Pero inmediatamente un fuerte remordimiento se apoderó de mí, por decirle a Jesús que me dejase en paz. La paloma que está en mi corazón, y que de vez se hace sentir, extendió mucho, mucho, sus alas, me cubrió el corazón y atando con lazos dorados que pendían de ella me cogió y me empujaba hacia Jesús, pues yo parecía huir de Él.

— Hija mía, hija mía, ven para acá y escucha lo que te digo.

Tu dolor es para salvar las almas. El divino Espíritu Santo es quien te acoge hacia Mí son sus rayos de amor y con el mismo amor que me atrae hacia ti. Llénate de Él, de su fuego y de su amor divino para que se los des a las almas.

Escucha, hija mía, tú ya obedeciste, pero yo no obedezco. En mi sabiduría infinita, veo que no debo obedecer. Si vengo a obedecer, si vengo a dejar de hablarte, como ya te prometí. Pero, cuando eso haga te voy a prevenir. Lo que sí haré es ir disminuyendo el tiempo de mis coloquios.

Mi corazón me quemaba como si tuviese llamas de fuego, pero no estaba tranquila con mi atrevimiento hacia Jesús.

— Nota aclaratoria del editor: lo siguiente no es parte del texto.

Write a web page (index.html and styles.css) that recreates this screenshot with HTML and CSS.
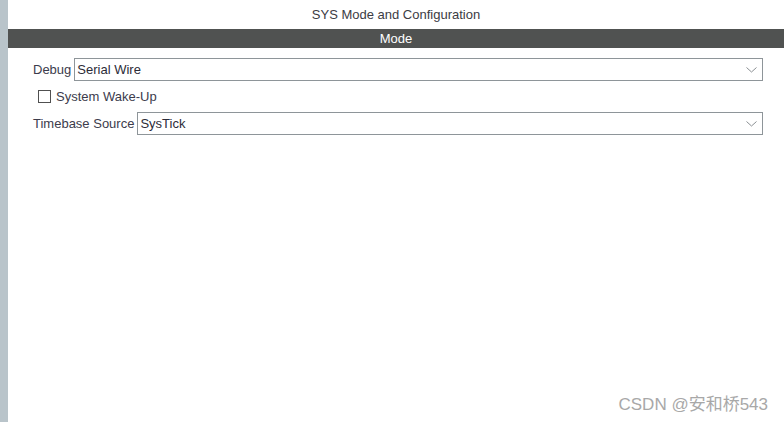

Perdóname, Jesús. Dime, ¿estás triste por que te dije que dejases en paz? ¡No pensé en lo que te dije, perdóname, perdóname!

Jesús sonrió amorosamente y, estrechándome hacia Él, continuó:

— Me alegré en lugar de entristecerme, me consoló tu ingenuidad, hija mía, ángel de pureza, ángel de luz, luz que ilumina el mundo y muestra el Cielo.

Sufre por las almas, consuela mi divino Corazón, dame las almas. No creas que con dejar de hablarte disminuirán tus sufrimientos. Oh no: tu crucifixión continuará hasta el último momento de tu vida.

— Sí, Jesús mío, todo lo que quieras, con tal de que sigas conmigo.

Amor mío, lo que me dices, yo no sé si decirlo o no hacerlo, si no debo escribir lo que me dices. ¿Con eso desobedezco la orden que me dieron? ¡Oh mi Jesús, ay de mí, qué tenía que huir de ti, pues sólo así obedecía!

Jesús sonrió de nuevo y me dice:

— No puedes huir de Mí, sólo el pecado me puede separar de ti. Sólo eso me expulsaba de tu corazón.

Dicta todo. No quiero que quede nada oculto, y mucho menos esto. Pues es de gran provecho para las almas y de gloria para mi causa divina.

Todo veo. ¿Sabes porque vengo los viernes a esta hora a hablarte? ¿La hora en que le di a Mi Padre Mi Espíritu? Es para renovarlo en ti y para recordar mi divina Pasión. Así como abrí el Cielo a las almas, así tú las vas conduciendo por el mismo camino hasta el Paraíso.

Con el calvario, con la agonía, no de tres horas, no de unos días, sino de largos años. Sufre contenta, ve en paz, tranquilízate: tú no desobedeciste, Yo fui quién te llamé, fue el Espíritu Santo quien te acogió.

Gracias, Jesús mío. No me faltes, haz que yo te sea fiel hasta mi muerte.